→ Your goal
Extract the whole listing as it stands. Do not include the pictures.

→ Material provided

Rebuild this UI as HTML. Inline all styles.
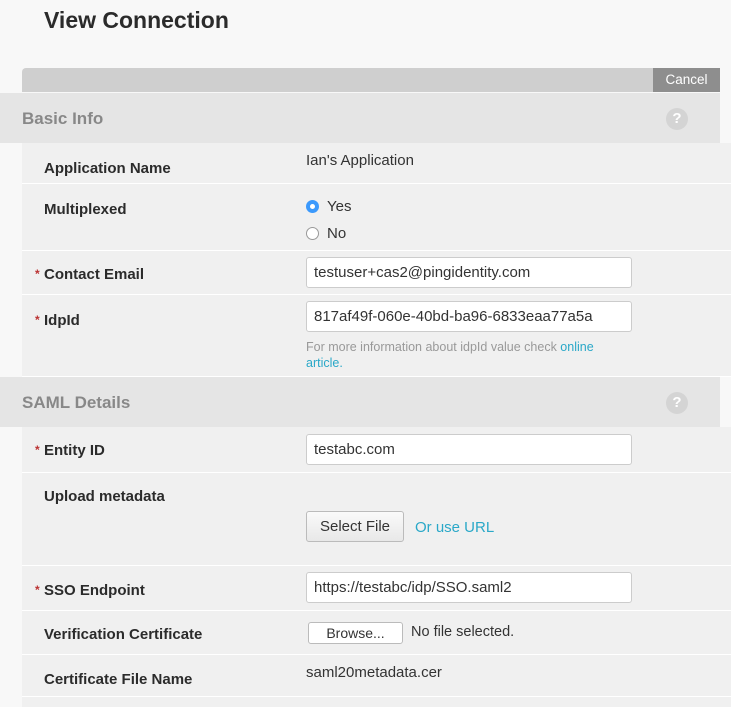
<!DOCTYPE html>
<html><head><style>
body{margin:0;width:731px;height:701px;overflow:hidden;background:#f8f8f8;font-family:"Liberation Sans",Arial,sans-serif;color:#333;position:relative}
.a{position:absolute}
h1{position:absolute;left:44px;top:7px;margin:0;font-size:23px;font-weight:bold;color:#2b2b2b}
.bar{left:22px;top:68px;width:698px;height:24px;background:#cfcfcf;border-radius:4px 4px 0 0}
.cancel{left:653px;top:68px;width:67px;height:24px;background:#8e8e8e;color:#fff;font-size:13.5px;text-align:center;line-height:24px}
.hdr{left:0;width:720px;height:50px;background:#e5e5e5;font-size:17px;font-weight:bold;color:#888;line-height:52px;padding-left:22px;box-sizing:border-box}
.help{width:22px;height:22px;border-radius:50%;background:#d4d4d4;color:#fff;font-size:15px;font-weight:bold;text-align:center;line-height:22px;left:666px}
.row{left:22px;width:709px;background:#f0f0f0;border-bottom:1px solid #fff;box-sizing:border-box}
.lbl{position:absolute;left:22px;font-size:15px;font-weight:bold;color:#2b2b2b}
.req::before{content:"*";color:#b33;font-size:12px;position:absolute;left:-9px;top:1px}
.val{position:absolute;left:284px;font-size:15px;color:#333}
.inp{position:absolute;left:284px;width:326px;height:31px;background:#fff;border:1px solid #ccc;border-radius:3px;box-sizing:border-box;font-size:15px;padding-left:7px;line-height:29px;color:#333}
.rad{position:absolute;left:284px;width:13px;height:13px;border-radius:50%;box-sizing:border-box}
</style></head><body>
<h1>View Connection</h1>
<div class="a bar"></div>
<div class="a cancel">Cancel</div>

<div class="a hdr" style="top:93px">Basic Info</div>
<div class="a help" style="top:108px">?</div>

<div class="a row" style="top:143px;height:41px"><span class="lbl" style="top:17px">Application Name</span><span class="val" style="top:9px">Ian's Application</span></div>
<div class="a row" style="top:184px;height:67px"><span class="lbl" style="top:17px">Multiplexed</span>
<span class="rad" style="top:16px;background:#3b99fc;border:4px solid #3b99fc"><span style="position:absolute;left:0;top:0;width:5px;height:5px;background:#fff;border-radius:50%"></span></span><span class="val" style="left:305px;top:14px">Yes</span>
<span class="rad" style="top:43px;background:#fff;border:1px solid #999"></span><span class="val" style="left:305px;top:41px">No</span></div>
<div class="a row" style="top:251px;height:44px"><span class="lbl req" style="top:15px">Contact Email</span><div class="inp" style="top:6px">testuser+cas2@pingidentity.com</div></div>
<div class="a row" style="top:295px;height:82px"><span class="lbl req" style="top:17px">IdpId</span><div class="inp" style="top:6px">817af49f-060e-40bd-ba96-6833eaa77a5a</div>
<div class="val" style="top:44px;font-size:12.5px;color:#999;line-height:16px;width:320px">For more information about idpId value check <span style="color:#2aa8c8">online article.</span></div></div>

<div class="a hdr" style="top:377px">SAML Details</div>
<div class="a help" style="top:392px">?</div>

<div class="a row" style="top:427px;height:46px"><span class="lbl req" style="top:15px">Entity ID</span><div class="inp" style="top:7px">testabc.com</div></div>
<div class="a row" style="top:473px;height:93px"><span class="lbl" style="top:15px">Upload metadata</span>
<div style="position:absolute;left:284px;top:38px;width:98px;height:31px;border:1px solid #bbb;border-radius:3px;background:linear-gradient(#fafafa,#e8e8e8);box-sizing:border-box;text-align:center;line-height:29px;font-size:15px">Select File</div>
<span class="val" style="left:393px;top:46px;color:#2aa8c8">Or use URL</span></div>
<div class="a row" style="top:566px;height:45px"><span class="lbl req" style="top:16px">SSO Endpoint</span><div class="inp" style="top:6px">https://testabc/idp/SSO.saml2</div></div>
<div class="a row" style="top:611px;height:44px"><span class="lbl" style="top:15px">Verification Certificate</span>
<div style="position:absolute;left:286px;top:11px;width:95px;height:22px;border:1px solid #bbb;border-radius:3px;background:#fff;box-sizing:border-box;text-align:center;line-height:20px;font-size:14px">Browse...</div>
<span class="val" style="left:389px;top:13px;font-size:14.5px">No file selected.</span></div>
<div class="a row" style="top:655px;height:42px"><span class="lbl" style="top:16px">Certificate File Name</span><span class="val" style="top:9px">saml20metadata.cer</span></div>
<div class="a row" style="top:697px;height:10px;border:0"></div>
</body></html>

→ Exercise answer
Rebuild this UI as HTML. Inline all styles.
<!DOCTYPE html>
<html><head><style>
body{margin:0;width:731px;height:701px;overflow:hidden;background:#f8f8f8;font-family:"Liberation Sans",Arial,sans-serif;color:#333;position:relative}
.a{position:absolute}
h1{position:absolute;left:44px;top:7px;margin:0;font-size:23px;font-weight:bold;color:#2b2b2b}
.bar{left:22px;top:68px;width:698px;height:24px;background:#cfcfcf;border-radius:4px 4px 0 0}
.cancel{left:653px;top:68px;width:67px;height:24px;background:#8e8e8e;color:#fff;font-size:13.5px;text-align:center;line-height:24px}
.hdr{left:0;width:720px;height:50px;background:#e5e5e5;font-size:17px;font-weight:bold;color:#888;line-height:52px;padding-left:22px;box-sizing:border-box}
.help{width:22px;height:22px;border-radius:50%;background:#d4d4d4;color:#fff;font-size:15px;font-weight:bold;text-align:center;line-height:22px;left:666px}
.row{left:22px;width:709px;background:#f0f0f0;border-bottom:1px solid #fff;box-sizing:border-box}
.lbl{position:absolute;left:22px;font-size:15px;font-weight:bold;color:#2b2b2b}
.req::before{content:"*";color:#b33;font-size:12px;position:absolute;left:-9px;top:1px}
.val{position:absolute;left:284px;font-size:15px;color:#333}
.inp{position:absolute;left:284px;width:326px;height:31px;background:#fff;border:1px solid #ccc;border-radius:3px;box-sizing:border-box;font-size:15px;padding-left:7px;line-height:29px;color:#333}
.rad{position:absolute;left:284px;width:13px;height:13px;border-radius:50%;box-sizing:border-box}
</style></head><body>
<h1>View Connection</h1>
<div class="a bar"></div>
<div class="a cancel">Cancel</div>

<div class="a hdr" style="top:93px">Basic Info</div>
<div class="a help" style="top:108px">?</div>

<div class="a row" style="top:143px;height:41px"><span class="lbl" style="top:17px">Application Name</span><span class="val" style="top:9px">Ian's Application</span></div>
<div class="a row" style="top:184px;height:67px"><span class="lbl" style="top:17px">Multiplexed</span>
<span class="rad" style="top:16px;background:#3b99fc;border:4px solid #3b99fc"><span style="position:absolute;left:0;top:0;width:5px;height:5px;background:#fff;border-radius:50%"></span></span><span class="val" style="left:305px;top:14px">Yes</span>
<span class="rad" style="top:43px;background:#fff;border:1px solid #999"></span><span class="val" style="left:305px;top:41px">No</span></div>
<div class="a row" style="top:251px;height:44px"><span class="lbl req" style="top:15px">Contact Email</span><div class="inp" style="top:6px">testuser+cas2@pingidentity.com</div></div>
<div class="a row" style="top:295px;height:82px"><span class="lbl req" style="top:17px">IdpId</span><div class="inp" style="top:6px">817af49f-060e-40bd-ba96-6833eaa77a5a</div>
<div class="val" style="top:44px;font-size:12.5px;color:#999;line-height:16px;width:320px">For more information about idpId value check <span style="color:#2aa8c8">online article.</span></div></div>

<div class="a hdr" style="top:377px">SAML Details</div>
<div class="a help" style="top:392px">?</div>

<div class="a row" style="top:427px;height:46px"><span class="lbl req" style="top:15px">Entity ID</span><div class="inp" style="top:7px">testabc.com</div></div>
<div class="a row" style="top:473px;height:93px"><span class="lbl" style="top:15px">Upload metadata</span>
<div style="position:absolute;left:284px;top:38px;width:98px;height:31px;border:1px solid #bbb;border-radius:3px;background:linear-gradient(#fafafa,#e8e8e8);box-sizing:border-box;text-align:center;line-height:29px;font-size:15px">Select File</div>
<span class="val" style="left:393px;top:46px;color:#2aa8c8">Or use URL</span></div>
<div class="a row" style="top:566px;height:45px"><span class="lbl req" style="top:16px">SSO Endpoint</span><div class="inp" style="top:6px">https://testabc/idp/SSO.saml2</div></div>
<div class="a row" style="top:611px;height:44px"><span class="lbl" style="top:15px">Verification Certificate</span>
<div style="position:absolute;left:286px;top:11px;width:95px;height:22px;border:1px solid #bbb;border-radius:3px;background:#fff;box-sizing:border-box;text-align:center;line-height:20px;font-size:14px">Browse...</div>
<span class="val" style="left:389px;top:13px;font-size:14.5px">No file selected.</span></div>
<div class="a row" style="top:655px;height:42px"><span class="lbl" style="top:16px">Certificate File Name</span><span class="val" style="top:9px">saml20metadata.cer</span></div>
<div class="a row" style="top:697px;height:10px;border:0"></div>
</body></html>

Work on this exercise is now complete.